I'm tired of the right-wing lie that low taxes on the wealthy or on investment income create jobs. The top tiers are now paying some of the lowest percentages of income tax in living memory. For the past 30 years, their taxes have kept decreasing. So where are the jobs? The excuse now is that they're holding back because of "regulations" (although they're unable to name any regulations that would prevent them from creating jobs) and "uncertainty" (uh, business investment is always uncertain, unless you're investing in a casino, where the laws of probability ensure that the house always wins).

What we need is for businesses to retain or hire employees instead of paying bonuses or exorbitant salaries to their executives. (For each million dollars spent on the top management, they could hire ten to twenty rank-and-file employees--and remember, employee wages and benefits are paid with pre-tax income.) They need to tell their shareholders to grow up and accept that they can't demand that the company continue to help destroy the American economy by shipping jobs overseas, even if it means that their dividends will be lower.

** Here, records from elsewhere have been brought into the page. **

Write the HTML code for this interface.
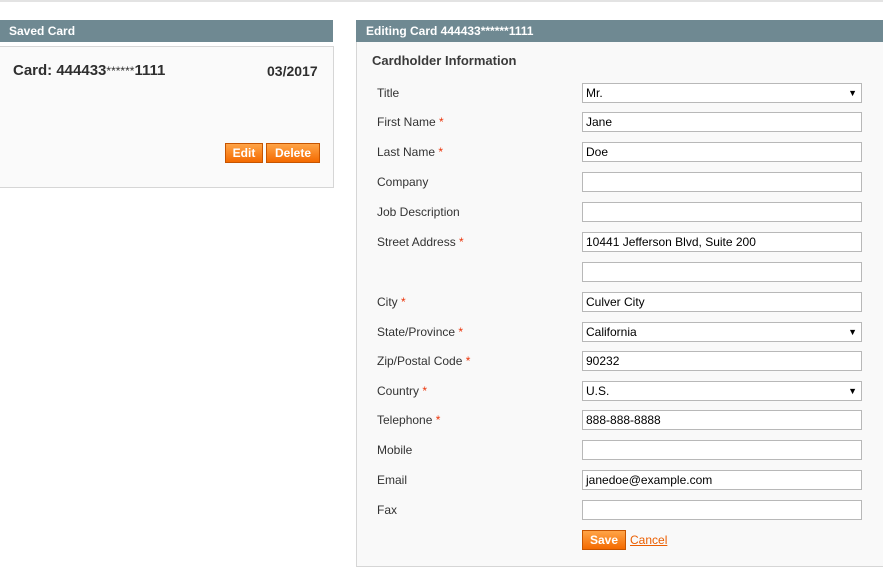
<!DOCTYPE html>
<html><head><style>
body{margin:0;width:883px;height:574px;background:#fff;font-family:"Liberation Sans",Arial,sans-serif;position:relative;overflow:hidden}
.a{position:absolute}
.hd{background:#6f8992;color:#fff;font-weight:bold;font-size:12px;line-height:22px;height:22px}
.lbl{position:absolute;left:377px;font-size:12px;color:#333;line-height:14px}
.lbl b{color:#eb340a;font-weight:normal}
.in{position:absolute;left:582px;width:275px;height:18px;border:1px solid #b8b8b8;background:#fff;font-size:12px;line-height:18px;padding-left:3px;box-sizing:content-box;color:#000}
.sel:after{content:"▼";position:absolute;right:4px;top:0;font-size:9px}
.btn{position:absolute;background:linear-gradient(#ffa447,#f46a00);border:1px solid #c65400;color:#fff;font-weight:bold;font-size:12px;text-align:center;line-height:18px;height:18px}
</style></head><body>
<div class="a" style="left:0;top:0;width:883px;height:2px;background:#e3e3e3"></div>
<div class="a hd" style="left:0;top:20px;width:333px;padding-left:9px;box-sizing:border-box">Saved Card</div>
<div class="a" style="left:-1px;top:46px;width:333px;height:140px;border:1px solid #d6d6d6;background:#fafafa"></div>
<div class="a" style="left:13px;top:62px;font-size:15px;font-weight:bold;color:#2f2f2f">Card: 444433<span style="font-weight:normal;font-size:12px">******</span>1111</div>
<div class="a" style="left:267px;top:63px;font-size:14px;font-weight:bold;color:#2f2f2f">03/2017</div>
<div class="btn" style="left:225px;top:143px;width:36px">Edit</div>
<div class="btn" style="left:266px;top:143px;width:52px">Delete</div>

<div class="a hd" style="left:356px;top:20px;width:527px;padding-left:10px;box-sizing:border-box">Editing Card 444433******1111</div>
<div class="a" style="left:356px;top:42px;width:540px;height:524px;border:1px solid #d6d6d6;border-top:none;background:#f9f9f9"></div>
<div class="a" style="left:372px;top:53px;font-size:13px;font-weight:bold;color:#3a3a3a">Cardholder Information</div>

<div class="lbl" style="top:86px">Title</div><div class="in sel" style="top:83px">Mr.</div>
<div class="lbl" style="top:115px">First Name <b>*</b></div><div class="in" style="top:112px">Jane</div>
<div class="lbl" style="top:145px">Last Name <b>*</b></div><div class="in" style="top:142px">Doe</div>
<div class="lbl" style="top:175px">Company</div><div class="in" style="top:172px"></div>
<div class="lbl" style="top:205px">Job Description</div><div class="in" style="top:202px"></div>
<div class="lbl" style="top:235px">Street Address <b>*</b></div><div class="in" style="top:232px">10441 Jefferson Blvd, Suite 200</div>
<div class="in" style="top:262px"></div>
<div class="lbl" style="top:295px">City <b>*</b></div><div class="in" style="top:292px">Culver City</div>
<div class="lbl" style="top:325px">State/Province <b>*</b></div><div class="in sel" style="top:322px">California</div>
<div class="lbl" style="top:354px">Zip/Postal Code <b>*</b></div><div class="in" style="top:351px">90232</div>
<div class="lbl" style="top:384px">Country <b>*</b></div><div class="in sel" style="top:381px">U.S.</div>
<div class="lbl" style="top:413px">Telephone <b>*</b></div><div class="in" style="top:410px">888-888-8888</div>
<div class="lbl" style="top:443px">Mobile</div><div class="in" style="top:440px"></div>
<div class="lbl" style="top:473px">Email</div><div class="in" style="top:470px">janedoe@example.com</div>
<div class="lbl" style="top:503px">Fax</div><div class="in" style="top:500px"></div>
<div class="btn" style="left:582px;top:530px;width:42px">Save</div>
<div class="a" style="left:630px;top:533px;font-size:12px;color:#eb5e00;text-decoration:underline">Cancel</div>
</body></html>
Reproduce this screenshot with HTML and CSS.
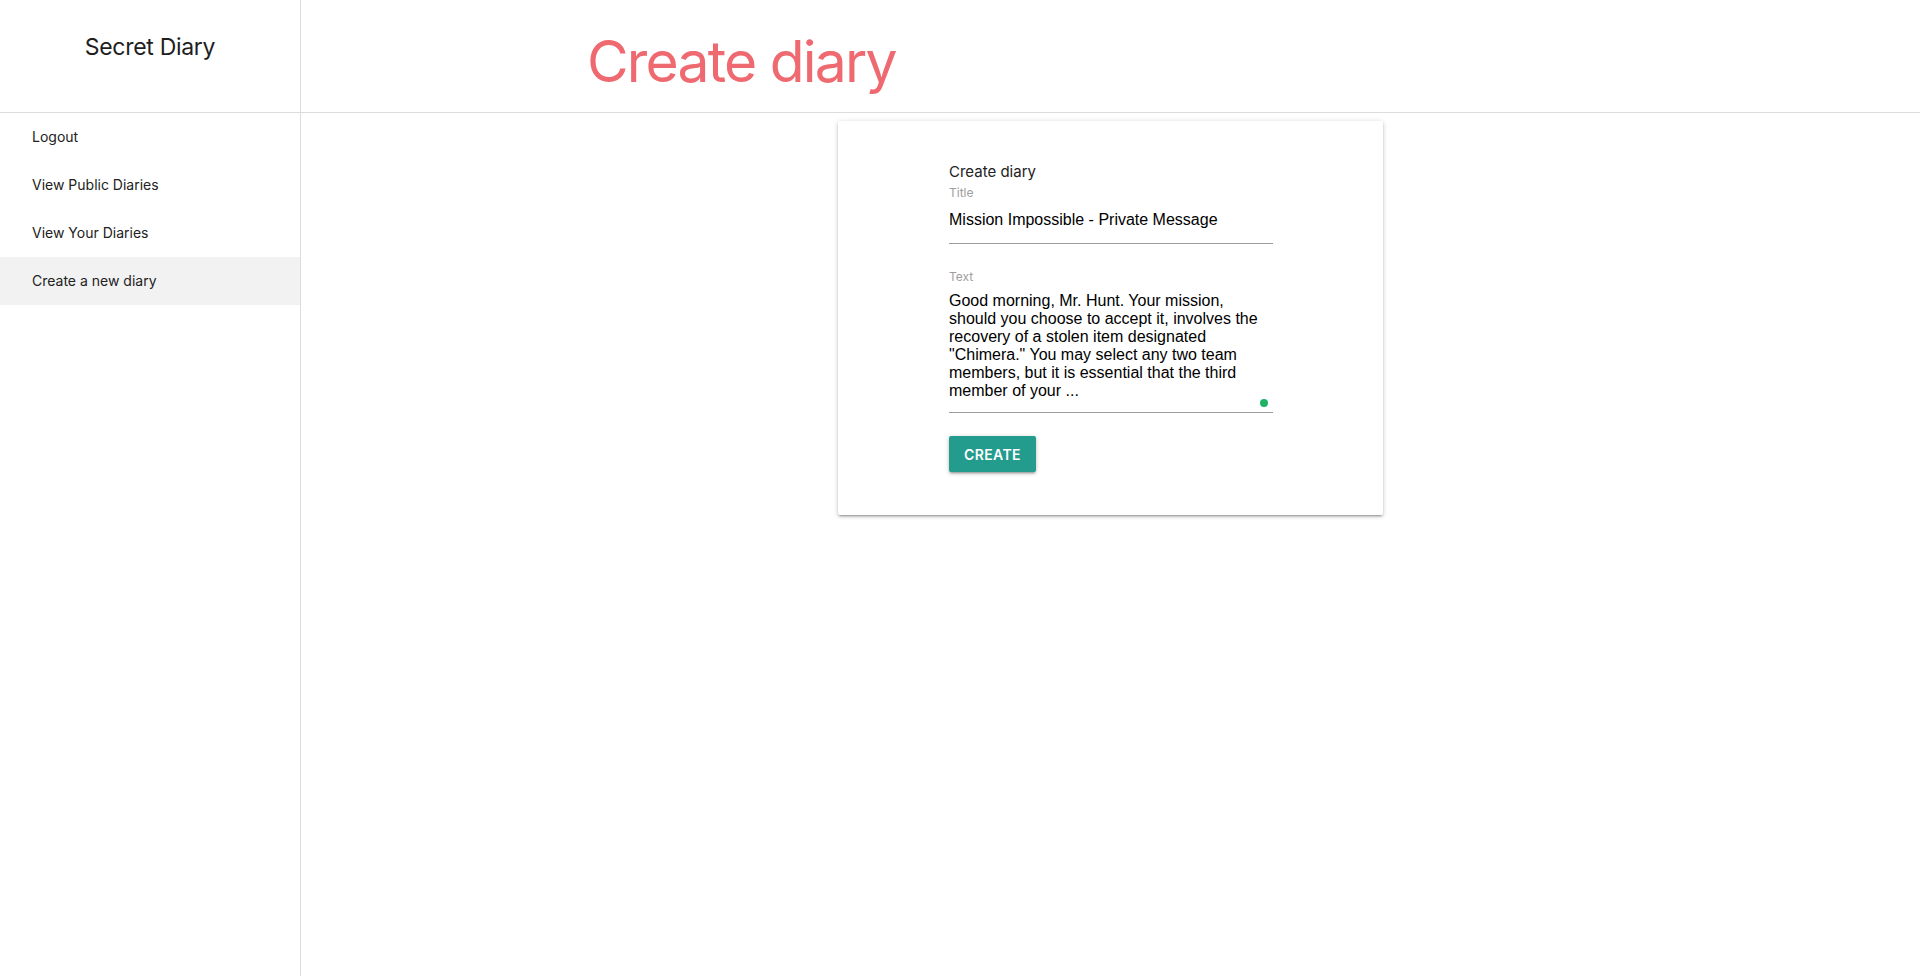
FILE: index.html
```html
<!DOCTYPE html>
<html lang="en">
<head>
<meta charset="utf-8">
<title>Secret Diary</title>
<link rel="stylesheet" href="styles.css">
</head>
<body>
<div class="app">
  <aside class="sidebar">
    <div class="brand">Secret Diary</div>
    <nav class="nav">
      <a class="nav-item" href="#">Logout</a>
      <a class="nav-item" href="#">View Public Diaries</a>
      <a class="nav-item" href="#">View Your Diaries</a>
      <a class="nav-item active" href="#">Create a new diary</a>
    </nav>
  </aside>
  <main class="main">
    <header class="page-header">
      <h1 class="page-title">Create diary</h1>
    </header>
    <section class="content">
      <div class="card">
        <form class="form">
          <div class="form-title">Create diary</div>
          <div class="field">
            <label class="field-label" for="title">Title</label>
            <input class="field-input" id="title" type="text" value="Mission Impossible - Private Message">
          </div>
          <div class="field field-text">
            <label class="field-label" for="text">Text</label>
            <textarea class="field-textarea" id="text" rows="6">Good morning, Mr. Hunt. Your mission, should you choose to accept it, involves the recovery of a stolen item designated "Chimera." You may select any two team members, but it is essential that the third member of your ...</textarea>
            <span class="status-dot"></span>
          </div>
          <button class="btn" type="button">Create</button>
        </form>
      </div>
    </section>
  </main>
</div>
</body>
</html>
```
FILE: styles.css
```css
* { box-sizing: border-box; }
html, body { margin: 0; padding: 0; height: 100%; }
body {
  font-family: Inter, "Noto Sans", "Liberation Sans", sans-serif;
  color: #222;
  background: #fff;
}
.app {
  display: flex;
  min-height: 976px;
}
.sidebar {
  width: 301px;
  flex: 0 0 301px;
  border-right: 1px solid #dcdcdc;
  display: flex;
  flex-direction: column;
}
.brand {
  height: 113px;
  border-bottom: 1px solid #dcdcdc;
  padding-top: 33px;
  text-align: center;
  font-size: 23px;
  line-height: 28px;
  letter-spacing: -0.3px;
  color: #1e1e1e;
}
.nav { display: flex; flex-direction: column; }
.nav-item {
  display: block;
  height: 48px;
  line-height: 48px;
  padding-left: 32px;
  font-size: 14px;
  color: #222;
  text-decoration: none;
}
.nav-item.active { background: #f2f2f2; }
.main {
  flex: 1;
  display: flex;
  flex-direction: column;
}
.page-header {
  height: 113px;
  border-bottom: 1px solid #dcdcdc;
  padding-left: 286px;
}
.page-title {
  margin: 0;
  padding-top: 26px;
  font-size: 57px;
  line-height: 72px;
  font-weight: 400;
  color: #ef6a70;
  letter-spacing: -1.8px;
}
.content {
  display: flex;
  justify-content: center;
  padding-top: 8px;
}
.card {
  width: 545px;
  background: #fff;
  border-radius: 2px;
  box-shadow: 0 2px 2px 0 rgba(0,0,0,0.14), 0 3px 1px -2px rgba(0,0,0,0.12), 0 1px 5px 0 rgba(0,0,0,0.2);
  padding: 42px 110px 43px 111px;
}
.form { display: flex; flex-direction: column; align-items: flex-start; }
.form-title {
  font-size: 15px;
  line-height: 18px;
  color: #222;
  margin-bottom: 4px;
}
.field {
  width: 324px;
  position: relative;
  display: flex;
  flex-direction: column;
}
.field-label {
  font-size: 12px;
  line-height: 16px;
  color: #9e9e9e;
}
.field-input {
  font-family: "Liberation Sans", Arial, sans-serif;
  font-size: 16px;
  color: #000;
  border: none;
  border-bottom: 1px solid #9e9e9e;
  height: 43px;
  padding: 0 0 4px 0;
  outline: none;
  background: transparent;
  width: 100%;
}
.field-text { margin-top: 25px; }
.field-textarea {
  font-family: "Liberation Sans", Arial, sans-serif;
  font-size: 16px;
  line-height: 18px;
  color: #000;
  border: none;
  border-bottom: 1px solid #9e9e9e;
  padding: 7px 0 12px 0;
  height: 128px;
  resize: none;
  outline: none;
  background: transparent;
  width: 100%;
  overflow: hidden;
}
.status-dot {
  position: absolute;
  right: 5px;
  bottom: 6px;
  width: 8px;
  height: 8px;
  border-radius: 50%;
  background: #1fb266;
}
.btn {
  margin-top: 23px;
  width: 87px;
  height: 36px;
  border: none;
  border-radius: 2px;
  background: #239b8d;
  color: #fff;
  font-family: Inter, "Noto Sans", "Liberation Sans", sans-serif;
  font-size: 14px;
  font-weight: 600;
  letter-spacing: 0.4px;
  text-transform: uppercase;
  box-shadow: 0 2px 2px 0 rgba(0,0,0,0.14), 0 3px 1px -2px rgba(0,0,0,0.12), 0 1px 5px 0 rgba(0,0,0,0.2);
  cursor: pointer;
}
```
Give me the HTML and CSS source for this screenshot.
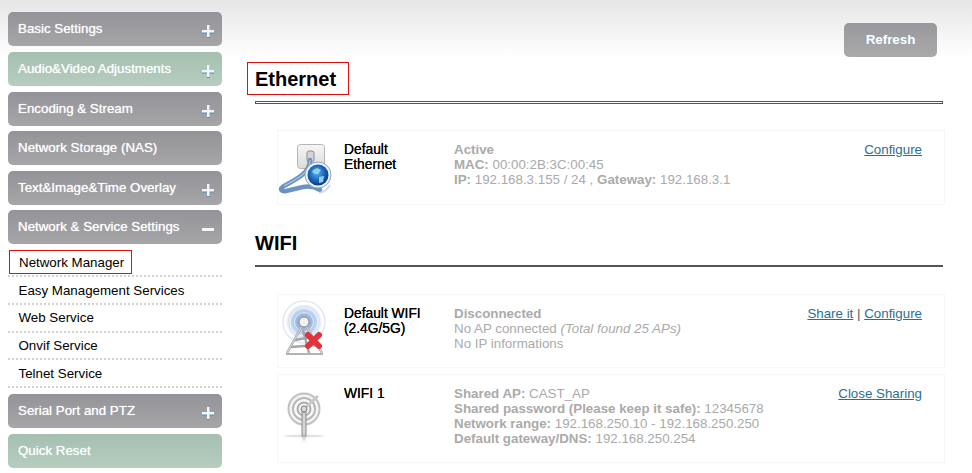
FILE: index.html
```html
<!DOCTYPE html>
<html lang="en">
  <head>
    <meta charset="UTF-8" />
    <title>Network Manager</title>
    <link rel="stylesheet" href="styles.css">
  </head>
  <body>
    <div class="page">
      <div class="sidebar">
        <div class="menu-head">Basic Settings<span class="sign"></span></div>
        <div class="menu-head green">Audio&amp;Video Adjustments<span class="sign"></span></div>
        <div class="menu-head">Encoding &amp; Stream<span class="sign"></span></div>
        <div class="menu-head">Network Storage (NAS)</div>
        <div class="menu-head">Text&amp;Image&amp;Time Overlay<span class="sign"></span></div>
        <div class="menu-head open">Network &amp; Service Settings<span class="sign minus"></span></div>
        <ul class="submenu">
          <li class="active"><a class="current">Network Manager</a></li>
          <li><a>Easy Management Services</a></li>
          <li><a>Web Service</a></li>
          <li><a>Onvif Service</a></li>
          <li><a>Telnet Service</a></li>
        </ul>
        <div class="menu-head">Serial Port and PTZ<span class="sign"></span></div>
        <div class="menu-head green">Quick Reset</div>
      </div>

      <div class="main">
        <div class="toolbar">
          <button type="button" class="refresh">Refresh</button>
        </div>

        <div class="section-title first"><h2 class="marked">Ethernet</h2></div>
        <div class="rule double"></div>

        <div class="row row-ethernet">
          <div class="icon">
            <svg width="56" height="58" viewBox="0 0 56 58">
              <defs>
                <radialGradient id="globe" cx="0.45" cy="0.4" r="0.6">
                  <stop offset="0" stop-color="#5fb0ea" />
                  <stop offset="0.6" stop-color="#1a66b8" />
                  <stop offset="1" stop-color="#0b3a82" />
                </radialGradient>
                <linearGradient id="plate" x1="0" y1="0" x2="0" y2="1">
                  <stop offset="0" stop-color="#f6f6f6" />
                  <stop offset="1" stop-color="#dcdcdc" />
                </linearGradient>
              </defs>
              <rect x="18.5" y="2.5" width="27" height="24" rx="3" fill="url(#plate)" stroke="#b5b5b5" />
              <rect x="28" y="9" width="7" height="11" rx="2" fill="#d4d4d4" stroke="#8d8d8d" />
              <path d="M31 18 C31 30 20 36 5 44 C0 47 2 50 7 49 L24 45 C30 44 36 45 41 48" fill="none" stroke="#6a93c4" stroke-width="4.5" stroke-linecap="round" />
              <path d="M31 18 C31 30 20 36 5 44" fill="none" stroke="#a9c5e2" stroke-width="1.2" />
              <path d="M40 51 Q47 50 51 43" fill="none" stroke="#cfdcec" stroke-width="2" />
              <circle cx="39" cy="33" r="13" fill="#eef3fa" stroke="#8ea2c2" />
              <circle cx="39" cy="33" r="10.5" fill="url(#globe)" />
              <path d="M33 29 L38 26 L42 28 L39 32 L35 32 Z M40 35 L45 34 L44 40 L40 41 Z" fill="#8fd0f2" />
            </svg>
          </div>
          <div class="name">Default<br>Ethernet</div>
          <div class="info">
            <b>Active</b><br>
            <b>MAC:</b> 00:00:2B:3C:00:45<br>
            <b>IP:</b> 192.168.3.155 / 24 , <b>Gateway:</b> 192.168.3.1
          </div>
          <div class="actions"><a>Configure</a></div>
        </div>

        <div class="section-title"><h2>WIFI</h2></div>
        <div class="rule"></div>

        <div class="row row-wifi">
          <div class="icon">
            <svg width="56" height="58" viewBox="0 0 56 58">
              <defs>
                <radialGradient id="waves">
                  <stop offset="0" stop-color="#6f97d2" />
                  <stop offset="0.45" stop-color="#a0bce4" />
                  <stop offset="1" stop-color="#eef3fa" />
                </radialGradient>
              </defs>
              <circle cx="25" cy="16" r="21" fill="#fff" stroke="#e2e9f3" stroke-width="1.5" />
              <circle cx="25" cy="16" r="17.5" fill="url(#waves)" />
              <circle cx="25" cy="16" r="14" fill="none" stroke="#fff" stroke-opacity="0.7" />
              <circle cx="25" cy="16" r="9.5" fill="none" stroke="#fff" stroke-opacity="0.6" />
              <path d="M23 20 L8 47 M27 20 L43 47 M24 24 L30 47 M16 34 L33 31 M12 41 L38 39" fill="none" stroke="#a5a5a5" stroke-width="2.4" />
              <path d="M23 20 L8 47 M27 20 L43 47" fill="none" stroke="#eeeeee" stroke-width="0.8" />
              <path d="M7 48 L44 48" stroke="#9a9a9a" stroke-width="1.6" />
              <circle cx="25" cy="16" r="5" fill="#f2f2f2" stroke="#8f8f8f" />
              <path d="M29 29 L40 40 M40 29 L29 40" stroke="#e0333b" stroke-width="6" stroke-linecap="round" />
            </svg>
          </div>
          <div class="name">Default WIFI<br>(2.4G/5G)</div>
          <div class="info">
            <b>Disconnected</b><br>
            No AP connected <i>(Total found 25 APs)</i><br>
            No IP informations
          </div>
          <div class="actions"><a>Share it</a> | <a>Configure</a></div>
        </div>

        <div class="row row-wifi-ap">
          <div class="icon">
            <svg width="56" height="58" viewBox="0 0 56 58">
              <defs>
                <linearGradient id="fade" x1="0" y1="0" x2="0" y2="1">
                  <stop offset="0" stop-color="#d8d8d8" />
                  <stop offset="1" stop-color="#ffffff" />
                </linearGradient>
              </defs>
              <circle cx="25" cy="23" r="15.5" fill="#f4f4f4" stroke="#c0c0c0" stroke-width="2" />
              <circle cx="25" cy="23" r="11" fill="#fafafa" stroke="#b8b8b8" stroke-width="2" />
              <circle cx="25" cy="23" r="6.5" fill="#f2f2f2" stroke="#adadad" stroke-width="2" />
              <path d="M27 21 L39 10" stroke="#c8c8c8" stroke-width="3" />
              <ellipse cx="25" cy="50" rx="20" ry="1.5" fill="#e2e2e2" />
              <rect x="23" y="26" width="4" height="24" fill="#d4d4d4" stroke="#8d8d8d" />
              <circle cx="25" cy="23" r="3" fill="#d8d8d8" stroke="#808080" />
              <rect x="23" y="51" width="4" height="6" fill="url(#fade)" />
            </svg>
          </div>
          <div class="name">WIFI 1</div>
          <div class="info">
            <b>Shared AP:</b> CAST_AP<br>
            <b>Shared password (Please keep it safe):</b> 12345678<br>
            <b>Network range:</b> 192.168.250.10 - 192.168.250.250<br>
            <b>Default gateway/DNS:</b> 192.168.250.254
          </div>
          <div class="actions"><a>Close Sharing</a></div>
        </div>
      </div>
    </div>
  </body>
</html>
```

FILE: styles.css
```css
html,
body {
  height: 100%;
  overflow: hidden;
}

body {
  margin: 0;
  font-family: "Liberation Sans", Arial, sans-serif;
  font-size: 13.33px;
  color: #000;
  background: linear-gradient(#e6e6e6, #ffffff 58px) no-repeat;
}

.page {
  display: flex;
  align-items: flex-start;
  padding: 12.45px 0 0 8px;
}

.sidebar {
  width: 214px;
  flex: none;
}

.menu-head {
  position: relative;
  height: 34px;
  margin-bottom: 5.55px;
  padding: 9px 0 0 10px;
  box-sizing: border-box;
  border-radius: 5px;
  background: linear-gradient(#939399, #a6a6a8);
  color: #fff;
  line-height: 16px;
  text-shadow: 0 0 1px rgba(255, 255, 255, 0.8);
}

.menu-head.green {
  background: linear-gradient(#a4bfaf, #b6cdc0);
}

.menu-head.open {
  margin-bottom: 0;
}

.sign {
  position: absolute;
  right: 8px;
  top: 13px;
  width: 12px;
  height: 12px;
  background:
    linear-gradient(#f2f6f9, #f2f6f9) 0 5px / 12px 2.5px no-repeat,
    linear-gradient(#f2f6f9, #f2f6f9) 4.5px 0 / 2.5px 12px no-repeat;
  filter: drop-shadow(0 1px 0 #4d8fb5);
}

.sign.minus {
  background: linear-gradient(#f2f6f9, #f2f6f9) 0 5px / 12px 3px no-repeat;
  filter: drop-shadow(0 1px 0 #7fa6bd);
}

.submenu {
  list-style: none;
  margin: 0 0 6.2px;
  padding: 0;
}

.submenu li {
  height: 27.7px;
  box-sizing: border-box;
  padding: 5.5px 0 0 0;
  border-bottom: 2px dotted #d2d2d2;
  line-height: 16px;
  white-space: nowrap;
}

.submenu li.active {
  height: 33px;
  padding: 6px 0 0 1px;
}

.submenu li a {
  display: inline-block;
  padding: 0 10.5px;
  color: #000;
}

.submenu li a.current {
  width: 123px;
  height: 24px;
  box-sizing: border-box;
  padding: 4px 9px;
  border: 1px solid #e01010;
}

.main {
  width: 688px;
  margin-left: 33px;
  flex: none;
}

.toolbar {
  display: flex;
  justify-content: flex-end;
  padding: 10.55px 6px 0 0;
}

.refresh {
  width: 93px;
  height: 34px;
  padding: 0 0 1px;
  border: none;
  border-radius: 5px;
  background: linear-gradient(#98989d, #aaaaaa);
  color: #fff;
  font-family: "Liberation Sans", Arial, sans-serif;
  font-size: 13.33px;
  font-weight: bold;
  text-shadow: 0 0 1px rgba(120, 180, 220, 0.8);
}

.section-title.first {
  margin-top: 5px;
  height: 39px;
}

.section-title {
  height: 39px;
  margin-top: 21px;
}

h2 {
  display: inline-block;
  margin: 0;
  font-size: 20px;
  line-height: 35px;
}

h2.marked {
  margin-left: -8px;
  padding: 2px 12px 0 7px;
  border: 1px solid #e01010;
  line-height: 29px;
}

.rule {
  height: 2px;
  background: #555;
}

.rule.double {
  height: 3px;
  box-sizing: border-box;
  background: #fff;
  border: 1px solid #555;
}

.row {
  display: grid;
  grid-template-columns: 65px 110px 1fr auto;
  width: 668px;
  box-sizing: border-box;
  margin-left: 22px;
  padding: 11px 22px 16px 1px;
  border: 1px solid #f6f6f6;
  line-height: 15px;
}

.row-ethernet {
  margin-top: 26px;
  padding-bottom: 17px;
}

.row-wifi {
  margin-top: 27px;
}

.row-wifi-ap {
  margin-top: 6px;
}

.icon {
  height: 15px;
}

.icon svg {
  display: block;
  overflow: visible;
}

.name {
  font-size: 13.8px;
  text-shadow: 0 0 0.5px #000;
}

.info {
  color: #aaaaaa;
}

.actions {
  color: #555;
}

.actions a {
  color: #2a6f93;
  text-decoration: underline;
}
```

When we no longer have double-digit real unemployment and currently employed people no longer see their colleagues being laid off en masse, then you'll see the return of consumer confidence.

Till then, we're in a classic vicious circle.

In good, old Minnesota capital gains are taxed at the same rate as ordinary income. A significant number of people set up residences in Florida to avoid such taxes. Sales taxes are regressive; funny thing is that it is supposed liberals who pass bills imposing those taxes. Remember a few years ago when the Democrats took over and their first item of business was raising the gas tax! They really can't complain about taxes they enact.